Concorsi pubblici
1. La regola di anonimato delle prove scritte nelle procedure di concorso ed, in generale di tutte le pubbliche selezioni, si impone a garanzia del principio di uguaglianza dei concorrenti, oltreché di quelli di buon andamento e di imparzialità della pubblica amministrazione, che è chiamata ad operare le proprie valutazioni senza rischio di condizionamento esterno e, quindi, a garanzia della par condicio dei concorrenti (cfr. sul principio Cons. Stato, ad. plen., 20.11.2013, n. 26). Le disposizioni contenute agli artt. 13 e 14, comma 2, del d.P.R. 9.5.1984, n. 487 si impongono, quindi, ai concorrenti, che devono ad esse conformare la propria condotta nel corso dello svolgimento delle prove. Si richiedono, quindi, da parte degli stessi, azioni positive, tutte improntate a prevenire ogni possibile vulnus alla garanzia di anonimat o delle prove scritte, che, ove violata, viene ad incidere, con effetto invalidante della prova, sulla fase del giudizio valutativo che deve intervenire su un elaborato in alcun modo riconducibile al suo autore.
2. A fronte dell’esigenza di assicurare l’indipendenza di giudizio dell’organo valutatore “non occorre accertare se il riconoscimento della prova di un candidato si sia effettivamente determinato, essendo sufficiente la mera, astratta possibilità dell’avverarsi di una tale evenienza”. (cfr. etiam sez. VI, n. 3747 del 2013; sez. II, parere n. 213 del 2011).

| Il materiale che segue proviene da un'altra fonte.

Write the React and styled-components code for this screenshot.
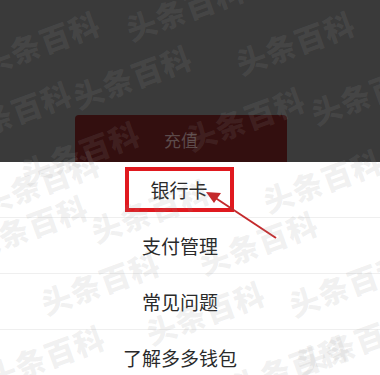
import styled, { createGlobalStyle } from "styled-components";

const GlobalStyle = createGlobalStyle`
  html, body {
    margin: 0;
    padding: 0;
    background: #3a3a3a;
  }
  body {
    font-family: "Noto Sans CJK SC", "Noto Sans", sans-serif;
  }
`;

const MENU = ["银行卡", "支付管理", "常见问题", "了解多多钱包"];

// watermark centres, roughly on a diagonal grid
const MARKS = [
  [185, 8], [40, 42], [295, 42], [132, 76], [370, 92], [12, 112],
  [245, 118], [80, 152], [40, 182], [322, 180], [28, 226], [150, 210],
  [258, 242], [100, 282], [348, 284], [205, 312], [355, 342], [45, 356],
  [290, 366],
];

const App = () => {
  return (
    <>
      <GlobalStyle />
      <Page>
        <Backdrop>
          <RechargeButton>充值</RechargeButton>
        </Backdrop>
        <Sheet>
          {MENU.map((label, i) => (
            <Row key={label}>
              {i === 0 ? <Highlight>{label}</Highlight> : label}
            </Row>
          ))}
        </Sheet>

        <Arrow width="380" height="375" viewBox="0 0 380 375">
          <line x1="276" y1="238" x2="214" y2="197" stroke="#c42a2c" strokeWidth="2" />
          <polygon points="206,192 221,193 214,203" fill="#c42a2c" />
        </Arrow>

        {MARKS.map(([x, y], i) => (
          <Watermark key={i} $x={x} $y={y}>
            头条百科
          </Watermark>
        ))}
      </Page>
    </>
  );
};

const Page = styled.div`
  position: relative;
  width: 380px;
  height: 375px;
  overflow: hidden;
  display: flex;
  flex-direction: column;
  background: #3a3a3a;
`;

const Backdrop = styled.div`
  height: 162px;
  flex-shrink: 0;
  display: flex;
  justify-content: center;
  align-items: flex-end;
  padding-right: 18px;
`;

const RechargeButton = styled.div`
  width: 212px;
  height: 47px;
  background: #330f0f;
  border-radius: 4px 4px 0 0;
  color: #5c4a4a;
  font-size: 17px;
  line-height: 50px;
  text-align: center;
`;

const Sheet = styled.div`
  flex: 1;
  background: #fff;
`;

const Row = styled.div`
  height: 56px;
  box-sizing: border-box;
  border-bottom: 1px solid #efefef;
  display: flex;
  align-items: center;
  justify-content: center;
  padding-right: 20px;
  font-size: 19px;
  color: #2a2a2a;
`;

const Highlight = styled.span`
  box-sizing: border-box;
  width: 109px;
  height: 45px;
  border: 4px solid #e0191f;
  display: flex;
  align-items: center;
  justify-content: center;
  margin-right: 2px;
`;

const Arrow = styled.svg`
  position: absolute;
  left: 0;
  top: 0;
  pointer-events: none;
`;

const Watermark = styled.span`
  position: absolute;
  left: ${(p) => p.$x}px;
  top: ${(p) => p.$y}px;
  transform: translate(-50%, -50%) rotate(-20deg);
  font-size: 30px;
  font-weight: 900;
  letter-spacing: 1px;
  white-space: nowrap;
  color: rgba(150, 150, 150, 0.14);
  pointer-events: none;
`;

export default App;
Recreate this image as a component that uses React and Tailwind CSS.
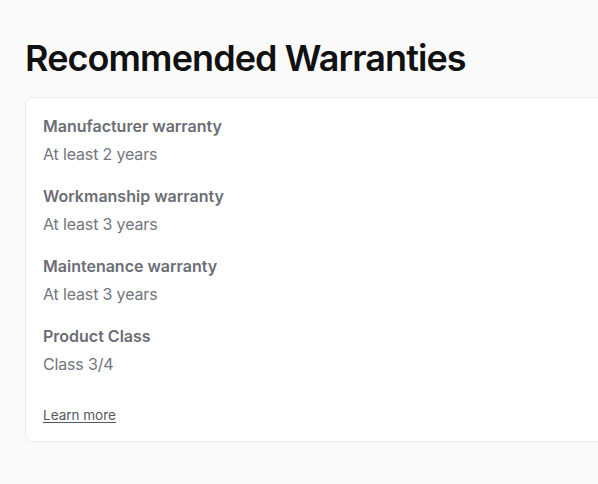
import React from 'react';

const items = [
    { label: 'Manufacturer warranty', value: 'At least 2 years' },
    { label: 'Workmanship warranty', value: 'At least 3 years' },
    { label: 'Maintenance warranty', value: 'At least 3 years' },
    { label: 'Product Class', value: 'Class 3/4' },
];

const App = () => {
    return (
        <div className="min-h-[484px] w-[598px] overflow-hidden bg-[#fafafa] pl-[25px] pt-[36px] font-['Inter',sans-serif]">
            <h1 className="text-[36px] font-semibold leading-[44px] tracking-[-0.025em] text-[#111111]">
                Recommended Warranties
            </h1>
            <div className="mt-[17px] w-[600px] rounded-lg border border-[#ebebeb] bg-white px-[17px] pt-[16px] pb-[15px]">
                <div className="flex flex-col gap-[18px]">
                    {items.map((item) => (
                        <div key={item.label} className="flex flex-col gap-[4px]">
                            <span className="text-[16px] font-semibold leading-[24px] text-[#6b6e75]">{item.label}</span>
                            <span className="text-[16px] leading-[24px] tracking-[-0.01em] text-[#73767c]">{item.value}</span>
                        </div>
                    ))}
                </div>
                <a href="#" className="mt-[29px] inline-block text-[13.5px] leading-[20px] text-[#55585e] underline underline-offset-2">
                    Learn more
                </a>
            </div>
        </div>
    );
};

export default App;
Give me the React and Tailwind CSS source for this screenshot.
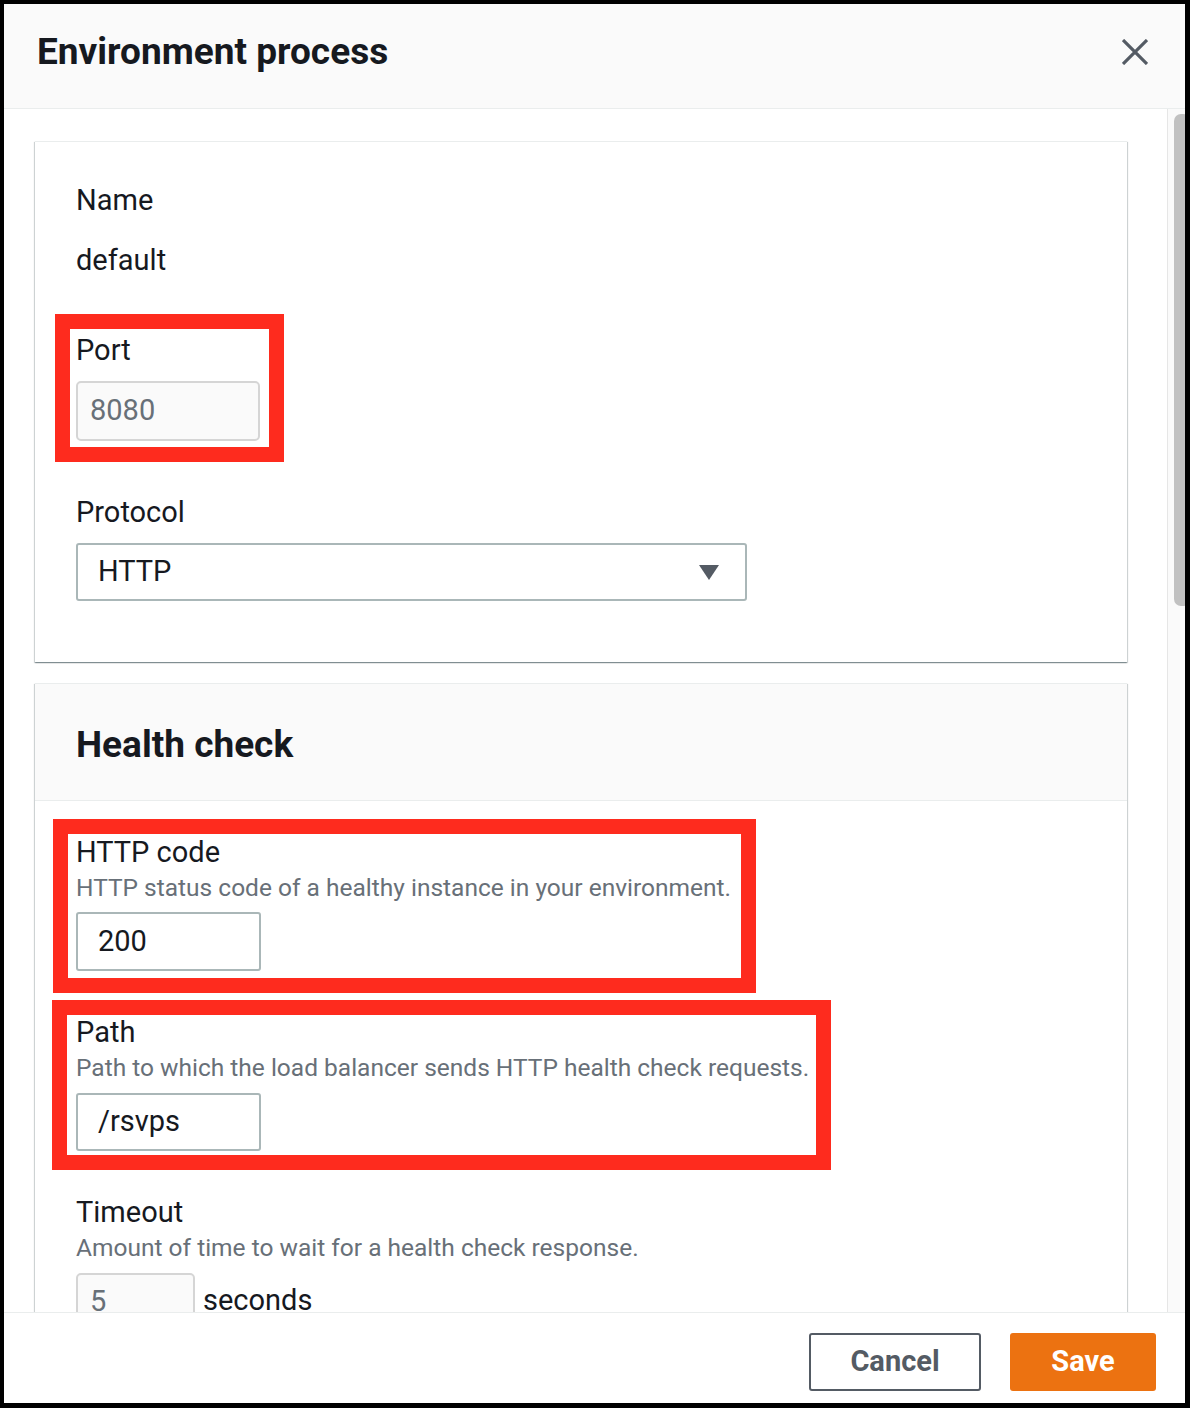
import React from 'react';

const font = { fontFamily: 'Roboto, "Open Sans", Arial, sans-serif' };

function Label({ children }) {
  return <div className="text-[29px] leading-[36px] text-[#16191f]">{children}</div>;
}

function Desc({ children }) {
  return <div className="text-[24.5px] leading-[36px] text-[#687078]">{children}</div>;
}

function RedBox({ className }) {
  return (
    <div
      className={`pointer-events-none absolute border-[15px] border-[#fe2b1e] ${className}`}
    />
  );
}

export default function App() {
  return (
    <div className="h-[1408px] w-[1190px] bg-black pl-[4px] pt-[4px] pr-[5px] pb-[5px]" style={font}>
      <div className="flex h-full flex-col bg-white">
        {/* header */}
        <div className="flex h-[105px] shrink-0 items-center justify-between border-b border-[#eaeded] bg-[#fafafa] pl-[33px] pr-[37px] pb-[8px]">
          <h1 className="text-[37px] font-bold text-[#16191f]">Environment process</h1>
          <svg width="26" height="26" viewBox="0 0 26 26" className="text-[#545b64]">
            <path d="M1 1 L25 25 M25 1 L1 25" stroke="currentColor" strokeWidth="3.2" fill="none" />
          </svg>
        </div>

        {/* body */}
        <div className="flex min-h-0 flex-1 overflow-hidden">
          <div className="flex-1 overflow-hidden pl-[31px] pr-[40px] pt-[32px]">
            {/* card 1 */}
            <div className="border-t border-[#eaeded] bg-white pl-[41px] pt-[40px] pb-[61px] shadow-[0_1px_1px_0_rgba(0,28,36,0.3),1px_1px_1px_0_rgba(0,28,36,0.15),-1px_1px_1px_0_rgba(0,28,36,0.15)]">
              <Label>Name</Label>
              <div className="mt-[24px] text-[29px] leading-[36px] text-[#16191f]">default</div>

              <div className="relative mt-[54px] w-[184px]">
                <RedBox className="-top-[18px] -left-[21px] h-[148px] w-[229px]" />
                <Label>Port</Label>
                <div className="mt-[13px] flex h-[60px] items-center rounded-[5px] border-2 border-[#d5d5d5] bg-[#fafafa] pl-[12px] text-[29px] text-[#687078]">
                  8080
                </div>
              </div>

              <div className="mt-[53px]">
                <Label>Protocol</Label>
                <div className="mt-[13px] flex h-[58px] w-[671px] items-center justify-between rounded-[3px] border-2 border-[#aab7b8] pl-[20px] pr-[26px] text-[29px] text-[#16191f]">
                  <span>HTTP</span>
                  <svg width="20" height="15" viewBox="0 0 20 15">
                    <path d="M0 0 H20 L10 15 Z" fill="#545b64" />
                  </svg>
                </div>
              </div>
            </div>

            {/* card 2 */}
            <div className="mt-[21px] border-t border-[#eaeded] bg-white shadow-[0_1px_1px_0_rgba(0,28,36,0.3),1px_1px_1px_0_rgba(0,28,36,0.15),-1px_1px_1px_0_rgba(0,28,36,0.15)]">
              <div className="flex h-[117px] items-center border-b border-[#eaeded] bg-[#fafafa] pl-[41px] pt-[5px]">
                <h2 className="text-[37px] font-bold text-[#16191f]">Health check</h2>
              </div>
              <div className="pl-[41px] pt-[33px] pb-[40px]">
                <div className="relative">
                  <RedBox className="-top-[15px] -left-[23px] h-[174px] w-[703px]" />
                  <Label>HTTP code</Label>
                  <Desc>HTTP status code of a healthy instance in your environment.</Desc>
                  <div className="mt-[6px] flex h-[59px] w-[185px] items-center rounded-[3px] border-2 border-[#aab7b8] pl-[20px] text-[29px] text-[#16191f]">
                    200
                  </div>
                </div>

                <div className="relative mt-[43px]">
                  <RedBox className="-top-[14px] -left-[24px] h-[170px] w-[779px]" />
                  <Label>Path</Label>
                  <Desc>Path to which the load balancer sends HTTP health check requests.</Desc>
                  <div className="mt-[7px] flex h-[58px] w-[185px] items-center rounded-[3px] border-2 border-[#aab7b8] pl-[20px] text-[29px] text-[#16191f]">
                    /rsvps
                  </div>
                </div>

                <div className="mt-[43px]">
                  <Label>Timeout</Label>
                  <Desc>Amount of time to wait for a health check response.</Desc>
                  <div className="mt-[7px] flex items-center gap-[8px]">
                    <div className="flex h-[58px] w-[119px] items-center rounded-[5px] border-2 border-[#d5d5d5] bg-[#fafafa] pl-[12px] text-[29px] text-[#687078]">
                      5
                    </div>
                    <span className="text-[29px] leading-[36px] text-[#16191f] -mt-[4px]">seconds</span>
                  </div>
                </div>
              </div>
            </div>
          </div>

          {/* scrollbar */}
          <div className="w-[18px] shrink-0 overflow-hidden border-l border-[#e6e6e6] bg-[#fafafa] pt-[5px] pl-[6px]">
            <div className="h-[492px] w-[16px] rounded-[7px] bg-[#c1c1c1]" />
          </div>
        </div>

        {/* footer */}
        <div className="flex h-[91px] shrink-0 items-start justify-end gap-[29px] border-t border-[#eaeded] bg-white pt-[20px] pr-[29px]">
          <button className="h-[58px] w-[172px] rounded-[3px] border-2 border-[#545b64] text-[29px] font-bold text-[#545b64]">
            Cancel
          </button>
          <button className="h-[58px] w-[146px] rounded-[3px] bg-[#ec7211] text-[29px] font-bold text-white">
            Save
          </button>
        </div>
      </div>
    </div>
  );
}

La violazione dell’anonimato nei riguardi della commissione nei pubblici concorsi comporta, insomma, un’illegittimità da pericolo c.d. astratto e cioè un vizio derivante da una violazione della presupposta norma d’azione irrimediabilmente sanzionato dall’ordinamento in via presuntiva, senza necessità di indagine sull’effettiva lesione della regola di imparzialità in sede di correzione (cfr. ad. plen, n. 26 del 2013). La peculiarità del contesto ambientale in cui si è svolta, nel caso di specie, la prova (numero limitato dei concorrenti in ambiente ristretto e correzione dello scritto a ridosso della conclusione della prova) e la condotta del concorrente che non ha riservato al segreto delle buste la modalità redazionale dell’elaborato – dichiarando ad alta voce, poco prima della scadenza del termine previsto per la consegna della prova, di non essere in grado di ultimare in tempo la ricopiatura del proprio elaborato e di voler dunque procedere ad un collage tra minuta e bella copia – determinano nella fattispecie gli estremi dell’effetto invalidante della prova.
3. La presenza nella minuta della prova scritta concorsuale di alcuni contrassegni, quali l’elenco degli argomenti da sviluppare e l’orario di inizio e termine delle prove, non assumono un carattere oggettivamente ed incontestabilmente anomalo, tale che ad essi possa ricondursi l’astratta idoneità a fungere da elemento identificativo delle generalità del concorrente. Non si discosta, invero, dalle ordinarie modalità redazionali l’indicazione nella minuta dell’elaborato dell’ordine degli argomenti cui dare articolato sviluppo e l’apposizione dell’arco temporale di durata della prova, non essendo di norma consentito in tale sede l’utilizzo di fogli diversi da quelli messi a disposizione dalla commissione. Per concorde giurisprudenza non costituiscono, inoltre, segni identificativi del concorren te l’apposizione di cancellature e di interventi correttivi nell’elaborato finale, evenienze che ordinariamente accompagnano la redazione dello scritto (cfr. Cons. Stato, sez. V, 11.1.2013, n. 102; 26.3.2012, n. 1740).